DUNEDIN, Fla. — Jon Rauch has made his presence felt in the short time that he has been a Blue Jay.
It isn’t just his height — he’s 6-foot-11 — that makes him stick out in the Jays clubhouse.
Every day you can see Rauch talking it up with the young pitchers, offering advice on this and that — and dispensing wisdom along the way. At 32 and a veteran of the big leagues since an eight-game stint with the White Sox in 2002, he has much to talk about.
Once a hard-throwing starter, Rauch’s career has twice been derailed as he underwent rotator-cuff surgery in 2001 and surgery for a torn labrum (shoulder) in 2005.
Shoulder injuries are often career killers but Rauch has been able to survive two with the biggest after-effect being that he moved from being a starter to a reliever.
He has taken it all in stride and now has taken to his new role as a professor of pitching.
“I’ve always been a quiet guy and it’s never happened to me,” he said of his teaching role. “Most of the guys that I came up and played with, we kind of learned the same things as time goes on.
“But being part of this club and being asked to be a veteran presence in the clubhouse, it’s one of those things that I can take advantage of. I’ve been around a long time and picked up a few things along the way that I can pass on and help some of the younger guys out.”
It’s something that he has discovered that he enjoys.
“Of course, and it really pays off when you see them get the hang of things and realize that certain things work,” he said. “You still allow them to find what works best for them.”
Having learned his trade from the school of hard knocks, Rauch, who spent the past two seasons with the Minnesota Twins, was acquired to firm up the back end of the rotation that is missing closer Kevin Gregg and set-up man Scott Downs.
“I’ve learned how to pitch instead of being a thrower and just trying to throw it as hard as you can,” he said of his maturity over the years.
“That’s where being a pitcher comes in, changing speeds and learning how to throw different pitches and being confident in yourself.
“You always have to learn and adjust. Obviously you still have to learn how to make adjustments because guys are going to try and figure you out just as much as you’re trying to figure out hitters. You have to make an adjustment or you’ll find yourself without a job.”
Even though he saved 21 games for the Twins last season, Rauch is Plan B when it comes to closing games this season for the Jays. They will open the season with Frank Francisco as the closer — barring any setbacks in his shoulder.
If Francisco isn’t ready to open the season with the team and needs more time at extended spring training, Rauch will be the go-to guy in the ninth.
He said the role doesn’t matter, be it closer or a set-up guy.
“I enjoy being a part of a team like this,” he said. “Obviously a closer gets the limelight and this and that (and a fatter contract) but for me, I just enjoy pitching, enjoy having the ball in my hand and making an impact on the team.”
To date, the Jays can’t help but like what they’ve seen.
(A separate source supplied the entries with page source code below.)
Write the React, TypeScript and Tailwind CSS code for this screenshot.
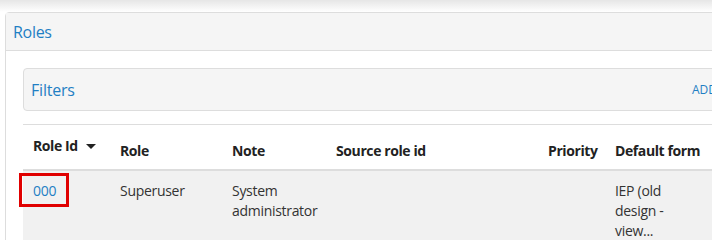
import React from "react";

const font = { fontFamily: '"Segoe UI", "Open Sans", "Noto Sans", sans-serif' };

export default function App() {
  return (
    <div className="w-[712px] h-[240px] overflow-hidden bg-white relative" style={font}>
      <div className="h-[12px] bg-gradient-to-b from-[#e6e6e6] to-white" />
      <div className="ml-[5px] w-[720px] border border-[#dddddd] rounded-tl-[4px] bg-white">
        <div className="h-[38px] bg-[#f5f5f5] border-b border-[#dddddd] flex items-center pl-[7px] text-[16px] tracking-[-0.3px] text-[#1f7fc4]">
          Roles
        </div>
        <div className="pl-[17px] pt-[17px]">
          <div className="h-[43px] bg-[#f5f5f5] border border-[#dddddd] rounded-l-[4px] flex items-center pl-[7px] text-[#1f7fc4] overflow-hidden">
            <span className="text-[16px] w-[661px] shrink-0 tracking-[-0.2px]">Filters</span>
            <span className="text-[12px] whitespace-nowrap shrink-0">ADD</span>
          </div>
          <div className="mt-[13px] border-t border-[#dddddd]">
            <div className="flex h-[46px] border-b-2 border-[#dddddd] text-[14px] font-bold tracking-[-0.4px] text-[#222]">
              <div className="w-[87px] pl-[10px] pt-[10px] flex items-start">
                <span>Role Id</span>
                <svg width="10" height="6" viewBox="0 0 10 6" className="ml-[8px] mt-[9px]">
                  <path d="M0 0 L10 0 L5 5 Z" fill="#222" />
                </svg>
              </div>
              <div className="w-[112px] pl-[10px] pt-[15px]">Role</div>
              <div className="w-[104px] pl-[10px] pt-[15px]">Note</div>
              <div className="w-[212px] pl-[10px] pt-[15px]">Source role id</div>
              <div className="w-[67px] pl-[10px] pt-[15px]">Priority</div>
              <div className="w-[110px] pl-[10px] pt-[15px] whitespace-nowrap">Default form</div>
            </div>
            <div className="flex bg-[#f1f1f1] h-[80px] text-[14px] leading-[20px] tracking-[-0.3px] text-[#333]">
              <div className="w-[87px] pt-[10px] relative">
                <span className="pl-[10px] text-[#1f7fc4]">000</span>
                <div className="absolute left-[-4px] top-[2px] w-[50px] h-[34px] border-[3px] border-[#e00000]" />
              </div>
              <div className="w-[112px] pl-[10px] pt-[10px]">Superuser</div>
              <div className="w-[104px] pl-[10px] pt-[10px]">System<br />administrator</div>
              <div className="w-[212px]" />
              <div className="w-[67px]" />
              <div className="w-[110px] pl-[10px] pt-[10px]">IEP (old<br />design -<br />view...</div>
            </div>
          </div>
        </div>
      </div>
    </div>
  );
}
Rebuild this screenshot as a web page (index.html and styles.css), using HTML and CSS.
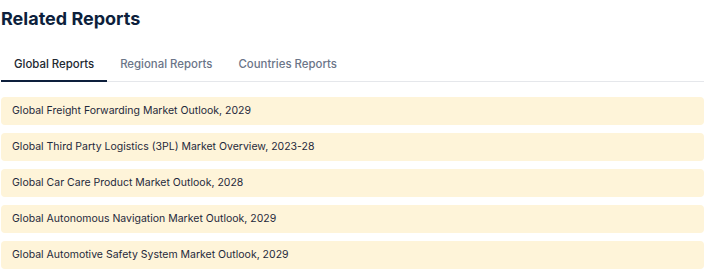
FILE: index.html
```html
<!DOCTYPE html>
<html lang="en">
<head>
    <meta charset="UTF-8">
    <meta name="viewport" content="width=device-width, initial-scale=1.0">
    <title>Related Reports</title>
    <link rel="stylesheet" href="styles.css">
</head>
<body>

<div class="related">
    <h2 class="related-title">Related Reports</h2>

    <div class="tabs">
        <button class="tab active">Global Reports</button>
        <button class="tab">Regional Reports</button>
        <button class="tab">Countries Reports</button>
    </div>

    <ul class="report-list">
        <li class="report-item">Global Freight Forwarding Market Outlook, 2029</li>
        <li class="report-item">Global Third Party Logistics (3PL) Market Overview, 2023-28</li>
        <li class="report-item">Global Car Care Product Market Outlook, 2028</li>
        <li class="report-item">Global Autonomous Navigation Market Outlook, 2029</li>
        <li class="report-item">Global Automotive Safety System Market Outlook, 2029</li>
    </ul>
</div>

</body>
</html>
```

FILE: styles.css
```css
body {
    margin: 0;
    font-family: Inter, "Liberation Sans", sans-serif;
    background-color: #fff;
}
.related {
    padding: 0 6px 0 1px;
}
.related-title {
    margin: 0;
    padding-top: 7px;
    font-size: 18px;
    line-height: 24px;
    font-weight: 700;
    color: #0d1f3c;
}
.tabs {
    display: flex;
    margin-top: 22px;
    border-bottom: 1px solid #e5e7eb;
}
.tab {
    background: none;
    border: none;
    border-bottom: 2px solid transparent;
    margin-bottom: -1px;
    padding: 4px 13px 9px;
    font-family: inherit;
    font-size: 11.4px;
    line-height: 14px;
    font-weight: 500;
    color: #6b7588;
    cursor: pointer;
}
.tab.active {
    color: #222831;
    border-bottom-color: #0d1f3c;
}
.report-list {
    list-style: none;
    margin: 15px 0 0;
    padding: 0;
    display: flex;
    flex-direction: column;
    gap: 8px;
}
.report-item {
    background-color: #fef4d9;
    border-radius: 4px;
    height: 28px;
    line-height: 28px;
    padding: 0 11px;
    font-size: 10.5px;
    color: #1e293b;
}
```
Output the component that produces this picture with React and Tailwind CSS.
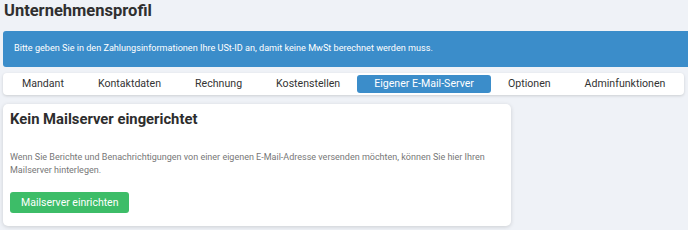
export default function App() {
  const tabs = ["Mandant", "Kontaktdaten", "Rechnung", "Kostenstellen", "Eigener E-Mail-Server", "Optionen", "Adminfunktionen"];
  return (
    <div className="w-[688px] h-[230px] overflow-hidden bg-[#eff2f7] pl-[3px]" style={{ fontFamily: "Roboto, 'Liberation Sans', sans-serif" }}>
      <h1 className="text-[16.5px] leading-[22px] font-bold text-[#2f2f2f] pl-[1px]">Unternehmensprofil</h1>
      <div className="mt-[9px] h-[36px] bg-[#3b8dca] rounded-l-[3px] flex items-center pl-[11px] text-white text-[9.1px] whitespace-nowrap">
        Bitte geben Sie in den Zahlungsinformationen Ihre USt-ID an, damit keine MwSt berechnet werden muss.
      </div>
      <div className="mt-[6px] inline-flex items-center h-[22px] p-[2px] bg-white rounded-[4px] shadow-[0_1px_3px_rgba(0,0,0,0.15)] whitespace-nowrap">
        {tabs.map((t) => (
          <div
            key={t}
            className={
              t === "Eigener E-Mail-Server"
                ? "h-[18px] flex items-center px-[17px] rounded-[3px] bg-[#3b8dca] text-white text-[10.6px]"
                : "h-[18px] flex items-center px-[17px] text-[#333] text-[10.6px]"
            }
          >
            {t}
          </div>
        ))}
      </div>
      <div className="mt-[9px] w-[508px] h-[122px] bg-white rounded-[5px] shadow-[0_1px_4px_rgba(0,0,0,0.15)] px-[7px] pt-[5px]">
        <h2 className="text-[14.8px] leading-[20px] font-bold text-[#2d2d2d]">Kein Mailserver eingerichtet</h2>
        <p className="mt-[22px] text-[9px] leading-[13px] text-[#777]">
          Wenn Sie Berichte und Benachrichtigungen von einer eigenen E-Mail-Adresse versenden möchten, können Sie hier Ihren Mailserver hinterlegen.
        </p>
        <button className="mt-[15px] h-[21px] px-[11px] rounded-[3px] bg-[#3dbd68] text-white text-[10.5px] leading-[21px] whitespace-nowrap">
          Mailserver einrichten
        </button>
      </div>
    </div>
  );
}
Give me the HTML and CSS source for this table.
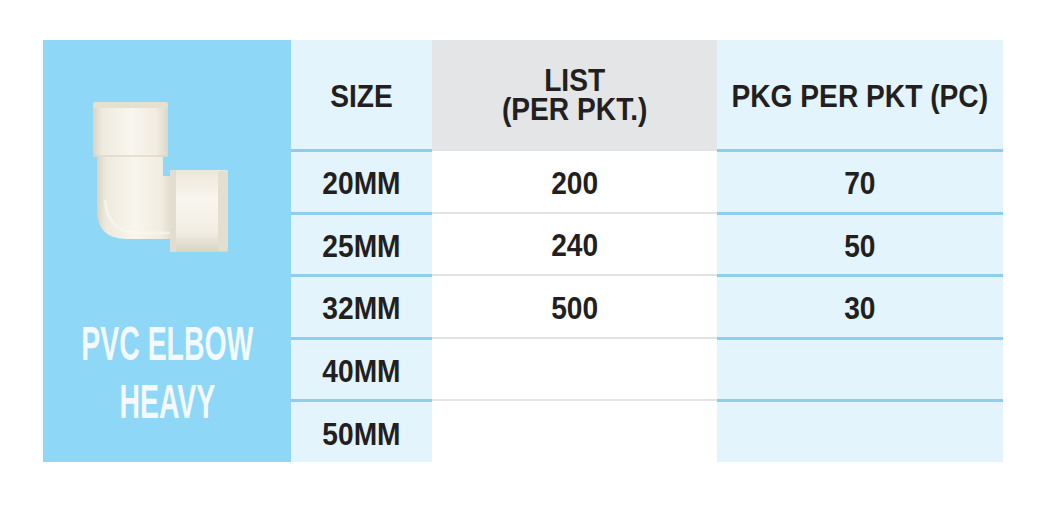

In five games, five innings, he has yet to allow a run while surrendering just two hits. He’s walked one batter and struck out four.
What’s not to like?
“I’m just trying to get myself ready,” he said with a shrug.
“I’m not trying to do more than I’m capable of. If things roll my way, they roll my way. For me right now it’s just about getting physically and mentally prepared for the season.”
Even though he’s a veteran performer with a pedigree, Rauch didn’t arrive believing he had a job that was his.
“I still feel like I have to come in and compete,” he said. “For me, if I’m coming into camp and being lackadaisical about it because I have a guaranteed job — that doesn’t portray me as a good role model for the younger guys. I want to go out there and show them that I work hard and I’ve earned my sport regardless of whether it’s handed to me or not.”
So far, he’s earned every nickel.
Blue Jays 6 (11-9), Yankees 5 (8-12)
At Dunedin, Fla.
— C Jose Molina hit his first homer of the spring leading off the second against former Jay A.J. Burnett.
— With two out in the third, Brandon Morrow issued back-to-back walks. Curtis Granderson followed with a sharply hit ball to right. The speedy Brett Gardner attempted to score from second but a perfect throw by RF Juan Rivera to Molina cut him down at the plate.
— Jays utility infielder Mike McCoy hit a two-run homer in the sixth against Sergio Mitre. It was a historic home run for McCoy as it marked his first in a Blue Jays uniform. He didn’t hit a home run in either spring training or the regular season last year.
— It was a game that Yankees C Russell Martin would just as soon forget. The East York native committed two errors, had one passed ball and had three Jays steal bases thanks to the slow delivery to the plate of starter Burnett
— Prior to the game, the Jays returned OF John Tolisano, RHP Zach Stewart and RHP Henderson Alvarez to minor-league camp. The moves leave the Jays with 44 players in camp.